Wildlife and Countryside Link (Link) brings together voluntary organisations in the UK to protect and enhance wildlife, landscape and the marine environment and to further the quiet enjoyment and appreciation of the countryside. Link currently has 49 members who collectively employ 9,600 full-time staff, have the help of 170,000 volunteers and the support of over 8 million people in the UK. Members are united by their common interest in the conservation and enjoyment of the natural and historic environment.

Aims
Link aims to maximise the efficiency and effectiveness of the environmental voluntary sector through collaboration. By bringing members together on policy areas of interest to them, it provides a forum to develop a collective view on national and international issues affecting wildlife and the countryside, to exchange information, and to work together to develop policies to influence domestic and relevant EU and international policies.  By working together, Link can provide its members with a stronger single voice to effect policy change.

Activities
Information Management

Link provides an information management service helping members to share resources and intelligence.

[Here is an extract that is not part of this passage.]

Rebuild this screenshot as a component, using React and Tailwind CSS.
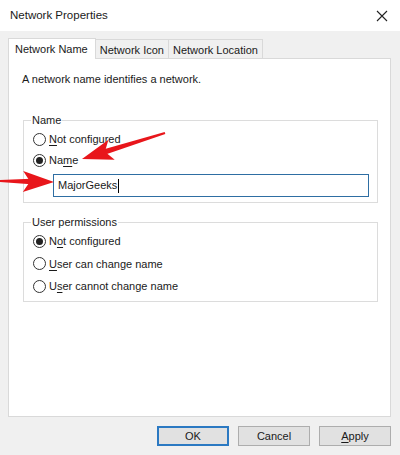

By acting as a hub through which information can be exchanged, Link enables members to network with other organisations with similar interests and keeps them informed of developments across a range of topics.

Coalition Building

Link facilitates collaborative work between members by helping to distil a clear common message on important issues and communicate it effectively to key decision makers. As an independent forum, priorities can be agreed and joint positions on environmental issues can be developed. Link acts as an 'honest broker' where members may have different views about particular issues and it helps members to synchronise public campaigns to achieve maximum impact.

Structure
Governance

Link is run by a small professional Secretariat that is overseen by a Management Committee of senior representatives elected from the membership.  The Link Secretariat co-ordinates groups of experts in Working Groups and Task Forces, and facilitates coalition working through these groups with the help of elected Chairs and Vice-Chairs.

Link has three honorary Vice-Presidents appointed from the three main parliamentary parties, on whose support Link calls when engaging in parliamentary activity. The current Vice-President is Baroness Miller of Chilthorne Domer.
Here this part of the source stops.